# start of Supplied material

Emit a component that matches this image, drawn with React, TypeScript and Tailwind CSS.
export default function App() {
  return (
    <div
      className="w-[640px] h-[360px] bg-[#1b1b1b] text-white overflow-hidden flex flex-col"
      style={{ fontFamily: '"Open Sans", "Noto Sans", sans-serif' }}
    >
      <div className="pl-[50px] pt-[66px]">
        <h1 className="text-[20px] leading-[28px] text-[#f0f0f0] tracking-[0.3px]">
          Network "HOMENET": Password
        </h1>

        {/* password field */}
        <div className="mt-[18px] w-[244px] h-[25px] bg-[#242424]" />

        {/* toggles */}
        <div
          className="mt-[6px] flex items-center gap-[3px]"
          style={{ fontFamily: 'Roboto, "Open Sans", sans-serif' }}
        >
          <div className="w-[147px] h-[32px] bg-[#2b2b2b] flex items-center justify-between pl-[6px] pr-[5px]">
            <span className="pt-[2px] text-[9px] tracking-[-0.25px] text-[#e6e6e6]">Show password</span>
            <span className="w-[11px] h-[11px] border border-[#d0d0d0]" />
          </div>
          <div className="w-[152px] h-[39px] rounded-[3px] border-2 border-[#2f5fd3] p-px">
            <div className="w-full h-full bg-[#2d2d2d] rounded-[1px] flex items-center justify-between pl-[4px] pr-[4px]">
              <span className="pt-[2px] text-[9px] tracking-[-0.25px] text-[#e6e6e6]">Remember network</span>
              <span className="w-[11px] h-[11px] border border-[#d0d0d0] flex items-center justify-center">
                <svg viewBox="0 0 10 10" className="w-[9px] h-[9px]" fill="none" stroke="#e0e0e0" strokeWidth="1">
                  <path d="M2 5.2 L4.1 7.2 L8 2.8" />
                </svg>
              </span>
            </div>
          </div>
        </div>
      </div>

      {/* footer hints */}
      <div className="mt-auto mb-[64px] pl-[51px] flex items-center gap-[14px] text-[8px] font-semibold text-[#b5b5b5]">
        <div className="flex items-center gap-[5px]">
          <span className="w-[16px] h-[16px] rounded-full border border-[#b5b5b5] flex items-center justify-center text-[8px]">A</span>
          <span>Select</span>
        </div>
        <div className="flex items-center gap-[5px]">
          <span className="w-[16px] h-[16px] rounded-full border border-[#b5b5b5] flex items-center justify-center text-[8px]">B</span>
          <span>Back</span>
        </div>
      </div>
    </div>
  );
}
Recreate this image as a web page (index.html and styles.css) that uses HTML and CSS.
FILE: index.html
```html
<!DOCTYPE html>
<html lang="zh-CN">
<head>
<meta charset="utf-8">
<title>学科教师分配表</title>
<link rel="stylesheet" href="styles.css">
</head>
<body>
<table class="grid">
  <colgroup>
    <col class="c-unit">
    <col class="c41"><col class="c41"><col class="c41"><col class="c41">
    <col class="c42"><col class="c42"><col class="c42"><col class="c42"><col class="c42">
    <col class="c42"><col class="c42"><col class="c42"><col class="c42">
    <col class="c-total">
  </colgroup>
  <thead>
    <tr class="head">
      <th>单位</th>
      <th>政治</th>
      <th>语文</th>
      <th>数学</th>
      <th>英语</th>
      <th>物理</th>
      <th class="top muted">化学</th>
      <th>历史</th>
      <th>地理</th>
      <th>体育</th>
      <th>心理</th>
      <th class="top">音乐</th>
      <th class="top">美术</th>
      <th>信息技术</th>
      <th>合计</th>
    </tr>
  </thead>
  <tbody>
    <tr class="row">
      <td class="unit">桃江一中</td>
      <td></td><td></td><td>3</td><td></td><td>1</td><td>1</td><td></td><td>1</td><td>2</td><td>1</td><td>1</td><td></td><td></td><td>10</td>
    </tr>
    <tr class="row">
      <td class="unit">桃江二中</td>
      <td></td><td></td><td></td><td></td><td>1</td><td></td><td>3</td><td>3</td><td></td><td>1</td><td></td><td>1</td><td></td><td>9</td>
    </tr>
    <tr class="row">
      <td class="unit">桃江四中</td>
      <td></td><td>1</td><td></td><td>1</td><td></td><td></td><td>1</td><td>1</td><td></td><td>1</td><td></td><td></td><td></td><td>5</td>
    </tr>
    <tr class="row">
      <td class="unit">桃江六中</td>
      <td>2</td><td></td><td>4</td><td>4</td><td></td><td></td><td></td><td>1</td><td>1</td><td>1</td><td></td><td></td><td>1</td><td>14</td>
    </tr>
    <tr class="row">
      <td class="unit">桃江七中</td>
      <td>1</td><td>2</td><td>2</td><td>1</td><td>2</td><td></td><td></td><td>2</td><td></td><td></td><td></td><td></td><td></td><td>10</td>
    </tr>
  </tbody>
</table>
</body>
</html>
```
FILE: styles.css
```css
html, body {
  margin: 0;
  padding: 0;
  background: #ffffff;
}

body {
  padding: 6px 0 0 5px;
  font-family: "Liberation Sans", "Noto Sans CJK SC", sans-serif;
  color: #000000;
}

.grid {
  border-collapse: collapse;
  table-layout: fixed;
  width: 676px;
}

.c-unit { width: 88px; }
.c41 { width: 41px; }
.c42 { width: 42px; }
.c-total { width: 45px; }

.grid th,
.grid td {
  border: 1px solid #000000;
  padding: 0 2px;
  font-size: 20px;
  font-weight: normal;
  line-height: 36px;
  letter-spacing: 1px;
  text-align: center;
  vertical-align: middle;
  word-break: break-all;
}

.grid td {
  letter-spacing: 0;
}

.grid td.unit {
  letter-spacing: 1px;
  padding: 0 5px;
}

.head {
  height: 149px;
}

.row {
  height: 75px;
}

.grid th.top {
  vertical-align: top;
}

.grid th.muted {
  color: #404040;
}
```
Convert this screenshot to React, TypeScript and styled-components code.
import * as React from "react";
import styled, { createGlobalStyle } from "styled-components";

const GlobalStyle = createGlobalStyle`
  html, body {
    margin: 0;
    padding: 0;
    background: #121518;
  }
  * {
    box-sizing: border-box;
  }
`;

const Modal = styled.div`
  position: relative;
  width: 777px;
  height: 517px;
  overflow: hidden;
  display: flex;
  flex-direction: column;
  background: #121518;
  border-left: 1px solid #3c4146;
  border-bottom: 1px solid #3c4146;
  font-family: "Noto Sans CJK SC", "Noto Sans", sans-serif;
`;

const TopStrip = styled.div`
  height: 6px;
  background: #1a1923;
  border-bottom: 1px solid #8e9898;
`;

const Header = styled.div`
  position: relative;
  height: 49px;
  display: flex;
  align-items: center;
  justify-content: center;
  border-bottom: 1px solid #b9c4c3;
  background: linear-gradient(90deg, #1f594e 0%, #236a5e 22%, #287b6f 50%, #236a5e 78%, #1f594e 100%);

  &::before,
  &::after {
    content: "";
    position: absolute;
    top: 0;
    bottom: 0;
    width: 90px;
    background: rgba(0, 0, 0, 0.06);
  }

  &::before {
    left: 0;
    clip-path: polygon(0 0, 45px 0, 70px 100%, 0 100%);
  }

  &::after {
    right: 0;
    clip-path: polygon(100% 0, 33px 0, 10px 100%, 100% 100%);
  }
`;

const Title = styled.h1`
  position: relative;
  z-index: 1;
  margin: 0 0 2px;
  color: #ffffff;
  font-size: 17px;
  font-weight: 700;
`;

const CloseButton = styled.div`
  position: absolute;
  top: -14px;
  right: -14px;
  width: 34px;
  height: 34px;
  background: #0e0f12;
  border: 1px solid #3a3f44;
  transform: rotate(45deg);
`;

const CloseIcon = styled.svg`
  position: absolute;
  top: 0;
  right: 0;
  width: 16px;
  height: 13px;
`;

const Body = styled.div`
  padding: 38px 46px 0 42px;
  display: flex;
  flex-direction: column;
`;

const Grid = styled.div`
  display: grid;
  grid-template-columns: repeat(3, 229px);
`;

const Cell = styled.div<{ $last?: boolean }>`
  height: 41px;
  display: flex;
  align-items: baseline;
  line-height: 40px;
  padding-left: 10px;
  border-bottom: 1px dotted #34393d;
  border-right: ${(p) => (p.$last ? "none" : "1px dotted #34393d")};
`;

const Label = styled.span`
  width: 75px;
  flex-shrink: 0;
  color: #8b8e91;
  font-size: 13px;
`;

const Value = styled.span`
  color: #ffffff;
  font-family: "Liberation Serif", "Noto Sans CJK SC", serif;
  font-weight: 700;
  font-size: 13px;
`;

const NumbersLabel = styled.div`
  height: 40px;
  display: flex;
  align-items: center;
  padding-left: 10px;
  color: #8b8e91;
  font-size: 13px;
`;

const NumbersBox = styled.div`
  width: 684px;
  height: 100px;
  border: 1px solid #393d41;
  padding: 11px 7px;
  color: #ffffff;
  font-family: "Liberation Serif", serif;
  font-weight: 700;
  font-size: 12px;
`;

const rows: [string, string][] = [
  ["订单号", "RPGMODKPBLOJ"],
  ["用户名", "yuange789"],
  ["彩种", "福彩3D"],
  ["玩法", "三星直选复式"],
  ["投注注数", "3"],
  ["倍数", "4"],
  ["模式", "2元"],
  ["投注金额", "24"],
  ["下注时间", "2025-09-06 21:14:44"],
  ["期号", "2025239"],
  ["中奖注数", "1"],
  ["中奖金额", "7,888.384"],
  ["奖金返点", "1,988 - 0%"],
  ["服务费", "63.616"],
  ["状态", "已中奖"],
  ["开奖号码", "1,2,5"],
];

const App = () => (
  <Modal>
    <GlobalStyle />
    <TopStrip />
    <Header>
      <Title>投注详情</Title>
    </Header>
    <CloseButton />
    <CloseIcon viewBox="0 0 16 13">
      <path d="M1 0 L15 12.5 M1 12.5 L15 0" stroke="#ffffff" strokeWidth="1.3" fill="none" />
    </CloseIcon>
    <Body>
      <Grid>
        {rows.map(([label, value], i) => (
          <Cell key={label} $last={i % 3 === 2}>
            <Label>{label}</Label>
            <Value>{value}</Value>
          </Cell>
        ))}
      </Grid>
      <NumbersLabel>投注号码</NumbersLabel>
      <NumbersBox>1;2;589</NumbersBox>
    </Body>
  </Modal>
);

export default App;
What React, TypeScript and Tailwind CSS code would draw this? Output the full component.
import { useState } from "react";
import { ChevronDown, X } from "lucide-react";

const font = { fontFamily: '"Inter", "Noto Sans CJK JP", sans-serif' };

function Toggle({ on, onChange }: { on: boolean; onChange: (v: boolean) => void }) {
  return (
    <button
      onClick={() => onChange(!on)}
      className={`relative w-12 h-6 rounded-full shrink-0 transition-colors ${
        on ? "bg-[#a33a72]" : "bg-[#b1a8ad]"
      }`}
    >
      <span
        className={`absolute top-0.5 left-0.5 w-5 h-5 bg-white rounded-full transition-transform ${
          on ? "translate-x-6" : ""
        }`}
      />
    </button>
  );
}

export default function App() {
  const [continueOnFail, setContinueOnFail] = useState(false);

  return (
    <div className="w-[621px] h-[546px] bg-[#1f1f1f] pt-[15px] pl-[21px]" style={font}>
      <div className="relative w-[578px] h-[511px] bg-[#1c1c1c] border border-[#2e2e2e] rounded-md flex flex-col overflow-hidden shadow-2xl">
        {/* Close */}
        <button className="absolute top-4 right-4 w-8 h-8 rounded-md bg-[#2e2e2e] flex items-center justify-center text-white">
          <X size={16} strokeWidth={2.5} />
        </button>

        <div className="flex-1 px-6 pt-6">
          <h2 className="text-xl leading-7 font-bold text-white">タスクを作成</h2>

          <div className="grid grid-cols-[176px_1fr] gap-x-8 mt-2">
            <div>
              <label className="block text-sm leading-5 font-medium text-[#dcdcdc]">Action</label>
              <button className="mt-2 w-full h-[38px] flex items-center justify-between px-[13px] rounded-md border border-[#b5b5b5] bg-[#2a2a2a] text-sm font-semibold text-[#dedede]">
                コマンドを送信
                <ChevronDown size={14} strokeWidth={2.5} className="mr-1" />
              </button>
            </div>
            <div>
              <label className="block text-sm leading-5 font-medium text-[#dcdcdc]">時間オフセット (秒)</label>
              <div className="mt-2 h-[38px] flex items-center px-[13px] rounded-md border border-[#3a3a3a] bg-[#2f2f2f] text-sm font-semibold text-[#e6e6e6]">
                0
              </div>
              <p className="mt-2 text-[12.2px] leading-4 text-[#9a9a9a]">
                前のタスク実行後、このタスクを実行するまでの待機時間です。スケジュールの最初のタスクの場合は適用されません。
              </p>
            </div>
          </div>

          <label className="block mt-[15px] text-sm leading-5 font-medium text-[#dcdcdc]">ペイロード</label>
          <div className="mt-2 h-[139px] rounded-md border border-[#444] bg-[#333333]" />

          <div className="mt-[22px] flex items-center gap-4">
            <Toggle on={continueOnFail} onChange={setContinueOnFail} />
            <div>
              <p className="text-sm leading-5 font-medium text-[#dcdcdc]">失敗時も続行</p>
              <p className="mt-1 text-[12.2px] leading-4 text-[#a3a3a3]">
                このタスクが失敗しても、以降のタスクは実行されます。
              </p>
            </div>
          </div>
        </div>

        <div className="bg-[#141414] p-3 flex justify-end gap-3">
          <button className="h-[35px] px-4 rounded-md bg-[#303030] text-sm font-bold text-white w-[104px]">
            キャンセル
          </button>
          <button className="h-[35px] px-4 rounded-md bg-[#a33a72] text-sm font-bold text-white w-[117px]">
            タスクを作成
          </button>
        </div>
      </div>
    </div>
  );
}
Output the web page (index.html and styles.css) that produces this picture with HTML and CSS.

# end of Supplied material

Exercise:
Scan the material above for the word "with". Copy each line where it occurs.

Full output:
Emit a component that matches this image, drawn with React, TypeScript and Tailwind CSS.
Output the web page (index.html and styles.css) that produces this picture with HTML and CSS.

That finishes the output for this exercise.